Warner Bros Discovery yesterday decided to separate its declining cable TV business from the streaming and studio operations, laying the groundwork for a potential sale or spinoff of its TV business as cord-cutting picks up pace, a Reuters report stated yesterday.
Media companies are considering options for their cable TV businesses as a large-scale shift by consumers toward streaming has slammed growth in traditional TV, which has long been the industry’s cash cow.
Comcast last month unveiled plans to split most of its NBCUniversal cable networks into a new public company, while Comedy Central owner Paramount Global had earlier this year agreed to merge with streaming-era upstart Skydance Media.
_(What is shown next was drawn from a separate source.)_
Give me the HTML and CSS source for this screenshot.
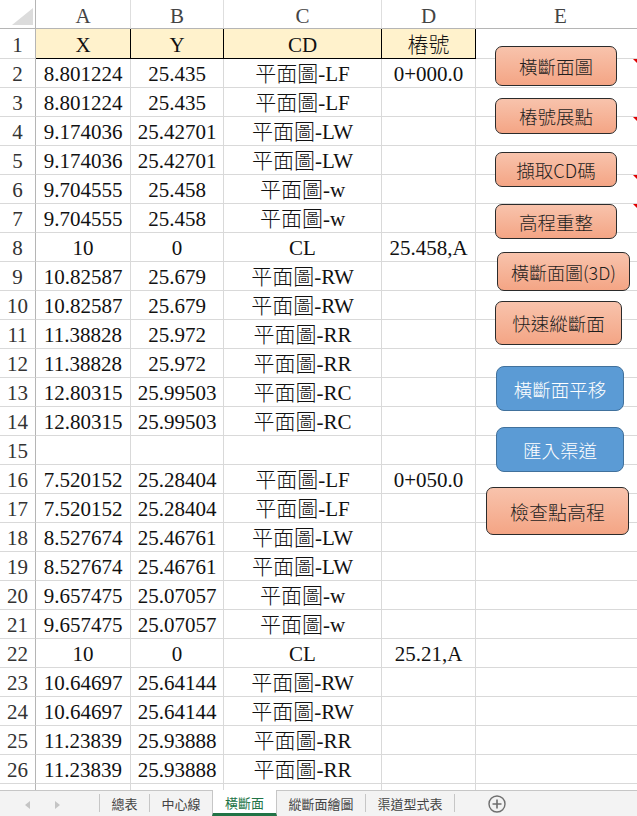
FILE: index.html
```html
<!DOCTYPE html>
<html lang="zh-Hant">
<head>
<meta charset="utf-8">
<title>橫斷面</title>
<link rel="stylesheet" href="styles.css">
</head>
<body>
<div class="app">
  <div class="sheet">
    <div class="row head">
      <div class="cell corner"><span class="tri"></span></div>
      <div class="cell">A</div>
      <div class="cell">B</div>
      <div class="cell">C</div>
      <div class="cell">D</div>
      <div class="cell">E</div>
    </div>
    <div class="row first">
      <div class="cell num">1</div>
      <div class="cell hd">X</div>
      <div class="cell hd">Y</div>
      <div class="cell hd">CD</div>
      <div class="cell hd">樁號</div>
      <div class="cell"></div>
    </div>
    <div class="row"><div class="cell num">2</div><div class="cell">8.801224</div><div class="cell">25.435</div><div class="cell">平面圖-LF</div><div class="cell">0+000.0</div><div class="cell"></div></div>
    <div class="row"><div class="cell num">3</div><div class="cell">8.801224</div><div class="cell">25.435</div><div class="cell">平面圖-LF</div><div class="cell"></div><div class="cell"></div></div>
    <div class="row"><div class="cell num">4</div><div class="cell">9.174036</div><div class="cell">25.42701</div><div class="cell">平面圖-LW</div><div class="cell"></div><div class="cell"></div></div>
    <div class="row"><div class="cell num">5</div><div class="cell">9.174036</div><div class="cell">25.42701</div><div class="cell">平面圖-LW</div><div class="cell"></div><div class="cell"></div></div>
    <div class="row"><div class="cell num">6</div><div class="cell">9.704555</div><div class="cell">25.458</div><div class="cell">平面圖-w</div><div class="cell"></div><div class="cell"></div></div>
    <div class="row"><div class="cell num">7</div><div class="cell">9.704555</div><div class="cell">25.458</div><div class="cell">平面圖-w</div><div class="cell"></div><div class="cell"></div></div>
    <div class="row"><div class="cell num">8</div><div class="cell">10</div><div class="cell">0</div><div class="cell">CL</div><div class="cell">25.458,A</div><div class="cell"></div></div>
    <div class="row"><div class="cell num">9</div><div class="cell">10.82587</div><div class="cell">25.679</div><div class="cell">平面圖-RW</div><div class="cell"></div><div class="cell"></div></div>
    <div class="row"><div class="cell num">10</div><div class="cell">10.82587</div><div class="cell">25.679</div><div class="cell">平面圖-RW</div><div class="cell"></div><div class="cell"></div></div>
    <div class="row"><div class="cell num">11</div><div class="cell">11.38828</div><div class="cell">25.972</div><div class="cell">平面圖-RR</div><div class="cell"></div><div class="cell"></div></div>
    <div class="row"><div class="cell num">12</div><div class="cell">11.38828</div><div class="cell">25.972</div><div class="cell">平面圖-RR</div><div class="cell"></div><div class="cell"></div></div>
    <div class="row"><div class="cell num">13</div><div class="cell">12.80315</div><div class="cell">25.99503</div><div class="cell">平面圖-RC</div><div class="cell"></div><div class="cell"></div></div>
    <div class="row"><div class="cell num">14</div><div class="cell">12.80315</div><div class="cell">25.99503</div><div class="cell">平面圖-RC</div><div class="cell"></div><div class="cell"></div></div>
    <div class="row"><div class="cell num">15</div><div class="cell"></div><div class="cell"></div><div class="cell"></div><div class="cell"></div><div class="cell"></div></div>
    <div class="row"><div class="cell num">16</div><div class="cell">7.520152</div><div class="cell">25.28404</div><div class="cell">平面圖-LF</div><div class="cell">0+050.0</div><div class="cell"></div></div>
    <div class="row"><div class="cell num">17</div><div class="cell">7.520152</div><div class="cell">25.28404</div><div class="cell">平面圖-LF</div><div class="cell"></div><div class="cell"></div></div>
    <div class="row"><div class="cell num">18</div><div class="cell">8.527674</div><div class="cell">25.46761</div><div class="cell">平面圖-LW</div><div class="cell"></div><div class="cell"></div></div>
    <div class="row"><div class="cell num">19</div><div class="cell">8.527674</div><div class="cell">25.46761</div><div class="cell">平面圖-LW</div><div class="cell"></div><div class="cell"></div></div>
    <div class="row"><div class="cell num">20</div><div class="cell">9.657475</div><div class="cell">25.07057</div><div class="cell">平面圖-w</div><div class="cell"></div><div class="cell"></div></div>
    <div class="row"><div class="cell num">21</div><div class="cell">9.657475</div><div class="cell">25.07057</div><div class="cell">平面圖-w</div><div class="cell"></div><div class="cell"></div></div>
    <div class="row"><div class="cell num">22</div><div class="cell">10</div><div class="cell">0</div><div class="cell">CL</div><div class="cell">25.21,A</div><div class="cell"></div></div>
    <div class="row"><div class="cell num">23</div><div class="cell">10.64697</div><div class="cell">25.64144</div><div class="cell">平面圖-RW</div><div class="cell"></div><div class="cell"></div></div>
    <div class="row"><div class="cell num">24</div><div class="cell">10.64697</div><div class="cell">25.64144</div><div class="cell">平面圖-RW</div><div class="cell"></div><div class="cell"></div></div>
    <div class="row"><div class="cell num">25</div><div class="cell">11.23839</div><div class="cell">25.93888</div><div class="cell">平面圖-RR</div><div class="cell"></div><div class="cell"></div></div>
    <div class="row"><div class="cell num">26</div><div class="cell">11.23839</div><div class="cell">25.93888</div><div class="cell">平面圖-RR</div><div class="cell"></div><div class="cell"></div></div>
    <div class="row"><div class="cell num"></div><div class="cell"></div><div class="cell"></div><div class="cell"></div><div class="cell"></div><div class="cell"></div></div>

    <span class="mark m1"></span>
    <span class="mark m2"></span>
    <span class="mark m3"></span>
    <span class="mark m4"></span>

    <div class="btn orange b1">橫斷面圖</div>
    <div class="btn orange b2">樁號展點</div>
    <div class="btn orange b3">擷取CD碼</div>
    <div class="btn orange b4">高程重整</div>
    <div class="btn orange b5">橫斷面圖(3D)</div>
    <div class="btn orange b6">快速縱斷面</div>
    <div class="btn blue b7">橫斷面平移</div>
    <div class="btn blue b8">匯入渠道</div>
    <div class="btn orange b9">檢查點高程</div>
  </div>

  <div class="tabbar">
    <div class="nav">
      <span class="arrow left"></span>
      <span class="arrow right"></span>
    </div>
    <div class="tab">總表</div>
    <div class="tab">中心線</div>
    <div class="tab active">橫斷面</div>
    <div class="tab">縱斷面繪圖</div>
    <div class="tab">渠道型式表</div>
    <div class="add">
      <svg width="20" height="20" viewBox="0 0 20 20">
        <circle cx="10" cy="10" r="8" fill="none" stroke="#6f6f6f" stroke-width="1.4"/>
        <path d="M10 5.5V14.5M5.5 10H14.5" stroke="#6f6f6f" stroke-width="1.6"/>
      </svg>
    </div>
  </div>
</div>
</body>
</html>
```
FILE: styles.css
```css
html, body {
  margin: 0;
  padding: 0;
  background: #ffffff;
  overflow: hidden;
}

.app {
  width: 637px;
  height: 816px;
  display: flex;
  flex-direction: column;
  overflow: hidden;
}

.sheet {
  position: relative;
  height: 790px;
  overflow: hidden;
  font-family: "Liberation Serif", "Noto Sans CJK TC", serif;
  font-size: 21px;
  font-weight: 300;
  color: #111;
}

.row {
  display: grid;
  grid-template-columns: 36px 95px 93px 158px 94px 170px;
  height: 29px;
}

.cell {
  box-sizing: border-box;
  border-right: 1px solid #d9d9d9;
  border-bottom: 1px solid #d9d9d9;
  display: flex;
  align-items: flex-end;
  justify-content: center;
  padding-bottom: 1px;
  line-height: 24px;
  white-space: nowrap;
  overflow: hidden;
}

.cell.num {
  border-right: 1px solid #b5b5b5;
  color: #333;
}

.row.head .cell {
  color: #444;
  border-bottom: 1px solid #b5b5b5;
  border-right: 1px solid #dedede;
  font-size: 21px;
  padding-bottom: 0;
}

.row.head .cell.corner {
  border-right: 1px solid #b5b5b5;
  position: relative;
}

.tri {
  position: absolute;
  right: 2px;
  bottom: 3px;
  width: 0;
  height: 0;
  border-left: 21px solid transparent;
  border-bottom: 17px solid #dcdcdc;
}

.row.first {
  height: 30px;
}

.cell.hd {
  background: #fff2cc;
  border-right: 1px solid #000;
  border-bottom: 1px solid #000;
}

.mark {
  position: absolute;
  right: 0;
  width: 0;
  height: 0;
  border-top: 4px solid #e00000;
  border-left: 4px solid transparent;
}
.m1 { top: 59px; }
.m2 { top: 117px; }
.m3 { top: 175px; }
.m4 { top: 204px; }

.btn {
  position: absolute;
  box-sizing: border-box;
  display: flex;
  align-items: center;
  justify-content: center;
  font-family: "Noto Sans CJK TC", "Noto Sans", sans-serif;
  font-size: 18.5px;
  font-weight: 300;
  border-radius: 7px;
  white-space: nowrap;
}

.btn.orange {
  background: linear-gradient(#f8c3ac, #f4a585);
  border: 1px solid #2b2b2b;
  color: #1e1e1e;
}

.btn.blue {
  background: #5b9bd5;
  border: 1.5px solid #41719c;
  color: #ffffff;
  border-radius: 8px;
}

.b1 { left: 495px; top: 46px; width: 122px; height: 40px; }
.b2 { left: 495px; top: 98px; width: 122px; height: 36px; }
.b3 { left: 495px; top: 152px; width: 122px; height: 35px; }
.b4 { left: 495px; top: 204px; width: 122px; height: 35px; }
.b5 { left: 497px; top: 252px; width: 133px; height: 39px; font-size: 18px; }
.b6 { left: 495px; top: 301px; width: 127px; height: 44px; }
.b7 { left: 496px; top: 366px; width: 128px; height: 45px; }
.b8 { left: 496px; top: 427px; width: 128px; height: 45px; }
.b9 { left: 486px; top: 487px; width: 143px; height: 48px; font-size: 19px; }

.tabbar {
  height: 26px;
  box-sizing: border-box;
  border-top: 1px solid #c6c6c6;
  background: #f3f3f3;
  display: flex;
  align-items: stretch;
  font-family: "Noto Sans CJK TC", "Noto Sans", sans-serif;
  font-size: 13px;
  color: #444;
}

.nav {
  width: 100px;
  box-sizing: border-box;
  border-right: 1px solid #c6c6c6;
  margin: 3px 0 4px;
  position: relative;
}

.arrow {
  position: absolute;
  top: 7px;
  width: 0;
  height: 0;
  border-top: 4px solid transparent;
  border-bottom: 4px solid transparent;
}
.arrow.left {
  left: 25px;
  border-right: 5px solid #c4c4c4;
}
.arrow.right {
  left: 55px;
  border-left: 5px solid #c4c4c4;
}

.tab {
  display: flex;
  align-items: center;
  padding: 0 11.5px;
  box-sizing: border-box;
  border-right: 1px solid #c6c6c6;
  margin: 3px 0 4px;
  line-height: 1;
}

.tab.active {
  margin: -1px 0 0;
  background: #ffffff;
  color: #217346;
  border-left: 1px solid #c6c6c6;
  border-right: 1px solid #c6c6c6;
  border-bottom: 3px solid #217346;
  padding: 1px 12px 0;
  margin-left: -1px;
}

.add {
  display: flex;
  align-items: center;
  margin-left: 32px;
}
```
Under the new structure for Warner Bros Discovery, broadcast networks like TNT, Animal Planet and CNN will be housed in a unit called “Global Linear Networks”.
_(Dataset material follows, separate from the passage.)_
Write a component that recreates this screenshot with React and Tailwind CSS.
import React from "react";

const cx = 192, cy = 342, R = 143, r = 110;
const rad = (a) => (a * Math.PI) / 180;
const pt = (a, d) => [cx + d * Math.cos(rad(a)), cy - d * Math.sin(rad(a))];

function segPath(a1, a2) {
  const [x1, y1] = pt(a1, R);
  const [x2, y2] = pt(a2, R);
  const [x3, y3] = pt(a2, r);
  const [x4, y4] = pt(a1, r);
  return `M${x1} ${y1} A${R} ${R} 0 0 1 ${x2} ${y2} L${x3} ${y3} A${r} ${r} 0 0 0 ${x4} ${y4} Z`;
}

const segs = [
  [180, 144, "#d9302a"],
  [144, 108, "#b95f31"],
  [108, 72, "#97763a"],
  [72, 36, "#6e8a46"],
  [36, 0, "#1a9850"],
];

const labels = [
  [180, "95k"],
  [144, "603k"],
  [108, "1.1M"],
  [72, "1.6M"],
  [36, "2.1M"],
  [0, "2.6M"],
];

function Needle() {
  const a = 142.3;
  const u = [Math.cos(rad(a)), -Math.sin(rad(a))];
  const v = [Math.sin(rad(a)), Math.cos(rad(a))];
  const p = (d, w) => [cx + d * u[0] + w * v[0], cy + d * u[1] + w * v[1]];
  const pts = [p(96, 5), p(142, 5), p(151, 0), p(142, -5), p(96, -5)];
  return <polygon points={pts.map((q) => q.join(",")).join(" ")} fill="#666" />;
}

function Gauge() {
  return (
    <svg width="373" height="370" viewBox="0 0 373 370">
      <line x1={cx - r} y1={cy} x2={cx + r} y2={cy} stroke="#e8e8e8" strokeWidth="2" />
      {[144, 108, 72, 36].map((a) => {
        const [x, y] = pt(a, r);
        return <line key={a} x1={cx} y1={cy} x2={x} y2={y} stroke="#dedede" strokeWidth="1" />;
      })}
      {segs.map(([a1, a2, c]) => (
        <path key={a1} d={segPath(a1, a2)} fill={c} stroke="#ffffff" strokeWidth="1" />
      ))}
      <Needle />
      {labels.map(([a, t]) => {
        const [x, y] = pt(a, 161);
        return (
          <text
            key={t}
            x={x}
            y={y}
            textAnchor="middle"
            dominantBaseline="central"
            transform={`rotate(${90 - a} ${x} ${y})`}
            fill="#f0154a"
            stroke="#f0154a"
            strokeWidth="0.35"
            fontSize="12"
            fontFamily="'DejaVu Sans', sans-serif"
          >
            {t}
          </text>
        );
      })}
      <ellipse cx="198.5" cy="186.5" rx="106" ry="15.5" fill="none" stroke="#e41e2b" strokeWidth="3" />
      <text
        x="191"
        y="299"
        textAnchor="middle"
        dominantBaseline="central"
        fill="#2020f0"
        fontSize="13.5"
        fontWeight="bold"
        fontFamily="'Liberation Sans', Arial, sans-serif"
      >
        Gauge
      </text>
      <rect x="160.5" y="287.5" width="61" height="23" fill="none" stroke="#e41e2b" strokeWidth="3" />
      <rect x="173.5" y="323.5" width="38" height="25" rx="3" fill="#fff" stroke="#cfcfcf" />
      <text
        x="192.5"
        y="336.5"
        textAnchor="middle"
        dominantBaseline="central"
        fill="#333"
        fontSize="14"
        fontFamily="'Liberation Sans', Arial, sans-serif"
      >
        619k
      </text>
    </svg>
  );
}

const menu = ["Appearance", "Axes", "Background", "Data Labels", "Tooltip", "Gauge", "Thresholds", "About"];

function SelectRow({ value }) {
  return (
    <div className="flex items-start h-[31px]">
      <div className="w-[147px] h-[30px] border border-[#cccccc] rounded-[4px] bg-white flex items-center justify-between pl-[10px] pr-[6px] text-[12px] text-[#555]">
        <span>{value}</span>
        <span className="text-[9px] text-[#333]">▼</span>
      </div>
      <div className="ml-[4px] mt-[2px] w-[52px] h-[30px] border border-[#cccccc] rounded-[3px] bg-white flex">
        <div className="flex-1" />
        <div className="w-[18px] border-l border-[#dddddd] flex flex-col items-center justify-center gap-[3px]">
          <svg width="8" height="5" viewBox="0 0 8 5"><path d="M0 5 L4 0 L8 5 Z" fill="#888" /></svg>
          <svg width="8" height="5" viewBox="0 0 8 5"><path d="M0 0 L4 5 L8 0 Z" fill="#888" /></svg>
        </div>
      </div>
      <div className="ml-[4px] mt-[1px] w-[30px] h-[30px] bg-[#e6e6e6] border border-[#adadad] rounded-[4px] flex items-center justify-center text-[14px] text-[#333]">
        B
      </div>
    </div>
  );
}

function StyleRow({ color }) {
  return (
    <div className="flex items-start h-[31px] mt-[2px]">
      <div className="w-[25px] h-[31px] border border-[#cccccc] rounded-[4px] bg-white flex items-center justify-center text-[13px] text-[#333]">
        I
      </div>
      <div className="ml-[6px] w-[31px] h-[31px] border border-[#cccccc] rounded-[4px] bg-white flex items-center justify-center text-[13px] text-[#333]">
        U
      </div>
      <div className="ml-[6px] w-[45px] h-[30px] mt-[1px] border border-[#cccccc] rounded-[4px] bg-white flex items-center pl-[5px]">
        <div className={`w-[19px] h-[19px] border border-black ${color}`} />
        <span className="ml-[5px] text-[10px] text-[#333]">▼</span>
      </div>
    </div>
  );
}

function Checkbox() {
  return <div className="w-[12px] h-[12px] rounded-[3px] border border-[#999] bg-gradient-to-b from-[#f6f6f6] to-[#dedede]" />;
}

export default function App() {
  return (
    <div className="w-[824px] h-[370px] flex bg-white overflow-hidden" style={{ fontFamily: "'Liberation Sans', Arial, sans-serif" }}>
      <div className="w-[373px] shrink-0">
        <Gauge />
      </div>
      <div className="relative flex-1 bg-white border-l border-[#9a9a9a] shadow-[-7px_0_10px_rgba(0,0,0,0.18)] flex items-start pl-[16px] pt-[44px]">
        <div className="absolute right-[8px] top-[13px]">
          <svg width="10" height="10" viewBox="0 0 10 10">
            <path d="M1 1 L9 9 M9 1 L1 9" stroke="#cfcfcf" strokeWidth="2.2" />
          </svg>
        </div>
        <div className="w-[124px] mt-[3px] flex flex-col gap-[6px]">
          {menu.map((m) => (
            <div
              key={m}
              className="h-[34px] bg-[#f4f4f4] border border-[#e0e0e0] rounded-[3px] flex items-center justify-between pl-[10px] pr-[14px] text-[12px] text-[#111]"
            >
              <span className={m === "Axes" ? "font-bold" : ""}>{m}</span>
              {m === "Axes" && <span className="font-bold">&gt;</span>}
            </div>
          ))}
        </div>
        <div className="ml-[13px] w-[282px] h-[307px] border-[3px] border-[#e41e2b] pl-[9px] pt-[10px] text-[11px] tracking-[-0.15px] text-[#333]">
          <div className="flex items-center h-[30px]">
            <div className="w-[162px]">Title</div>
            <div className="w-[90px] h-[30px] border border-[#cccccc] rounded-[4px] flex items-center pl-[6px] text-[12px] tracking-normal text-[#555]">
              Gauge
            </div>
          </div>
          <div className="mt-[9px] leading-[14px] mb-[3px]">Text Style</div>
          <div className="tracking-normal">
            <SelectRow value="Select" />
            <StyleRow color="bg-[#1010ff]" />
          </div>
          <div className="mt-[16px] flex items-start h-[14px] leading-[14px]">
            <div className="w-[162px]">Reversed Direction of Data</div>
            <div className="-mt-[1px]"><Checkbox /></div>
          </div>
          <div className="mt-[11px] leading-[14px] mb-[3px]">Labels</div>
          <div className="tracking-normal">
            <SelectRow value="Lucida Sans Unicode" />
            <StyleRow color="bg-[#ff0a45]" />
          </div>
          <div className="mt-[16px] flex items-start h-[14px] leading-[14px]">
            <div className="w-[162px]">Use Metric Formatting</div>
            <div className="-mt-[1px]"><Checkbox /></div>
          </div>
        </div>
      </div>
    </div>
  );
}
Streaming platforms Max and Discovery+ will be under a division along with film studios, including Warner Bros Pictures and New Line Cinema.
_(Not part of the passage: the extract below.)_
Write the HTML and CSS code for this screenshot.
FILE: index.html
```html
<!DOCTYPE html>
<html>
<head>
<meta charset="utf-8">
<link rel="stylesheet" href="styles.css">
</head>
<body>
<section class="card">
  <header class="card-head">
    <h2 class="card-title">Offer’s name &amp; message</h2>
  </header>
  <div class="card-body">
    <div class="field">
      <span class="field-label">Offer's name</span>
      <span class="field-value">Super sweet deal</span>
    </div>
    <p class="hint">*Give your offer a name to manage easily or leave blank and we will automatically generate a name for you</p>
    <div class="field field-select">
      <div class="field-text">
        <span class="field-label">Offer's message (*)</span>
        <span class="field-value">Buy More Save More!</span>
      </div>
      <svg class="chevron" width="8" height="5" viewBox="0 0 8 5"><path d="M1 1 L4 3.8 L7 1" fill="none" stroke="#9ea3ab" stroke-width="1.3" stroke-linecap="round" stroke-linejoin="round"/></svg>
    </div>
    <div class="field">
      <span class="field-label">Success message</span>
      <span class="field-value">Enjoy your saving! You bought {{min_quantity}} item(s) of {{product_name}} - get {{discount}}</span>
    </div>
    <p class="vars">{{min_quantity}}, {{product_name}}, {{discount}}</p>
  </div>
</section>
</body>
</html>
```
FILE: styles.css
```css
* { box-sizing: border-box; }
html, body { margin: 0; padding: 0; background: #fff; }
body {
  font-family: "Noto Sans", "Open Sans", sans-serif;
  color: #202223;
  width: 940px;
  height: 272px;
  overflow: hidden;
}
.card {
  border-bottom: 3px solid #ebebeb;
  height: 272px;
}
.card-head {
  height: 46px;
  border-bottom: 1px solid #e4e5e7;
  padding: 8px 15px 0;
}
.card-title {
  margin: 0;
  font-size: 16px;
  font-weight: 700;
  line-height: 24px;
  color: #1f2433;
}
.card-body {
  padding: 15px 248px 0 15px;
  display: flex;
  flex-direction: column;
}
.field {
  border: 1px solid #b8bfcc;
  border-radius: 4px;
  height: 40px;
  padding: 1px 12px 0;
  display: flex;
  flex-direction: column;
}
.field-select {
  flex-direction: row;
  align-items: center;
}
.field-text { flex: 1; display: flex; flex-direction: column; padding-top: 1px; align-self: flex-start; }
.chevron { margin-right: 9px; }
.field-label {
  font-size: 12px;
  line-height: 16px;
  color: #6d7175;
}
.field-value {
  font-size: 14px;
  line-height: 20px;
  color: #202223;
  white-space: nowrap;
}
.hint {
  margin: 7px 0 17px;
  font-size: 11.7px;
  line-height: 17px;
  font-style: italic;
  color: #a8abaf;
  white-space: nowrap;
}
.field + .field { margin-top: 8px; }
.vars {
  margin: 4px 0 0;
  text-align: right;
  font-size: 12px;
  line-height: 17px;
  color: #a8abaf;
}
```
Warner Bros Discovery wrote down the value of its TV assets by over $9 billion in August due to uncertainty around fees from cable and satellite distributors and sports rights renewals.
The company’s gross debt was $40.7 billion as of Sept. 30. While its third-quarter cable TV subscriber base declined 9 percent, the streaming business grew by a better-than-expected 7.2 million users.
CEO David Zaslav said last month he expected the deal-making environment to improve under the incoming Trump administration. “That would provide real positive and accelerated impact on this industry that’s needed,” he had said.
Zaslav had engaged in merger talks with Paramount late last year, though a deal never materialized, according to a regulatory filing from last month.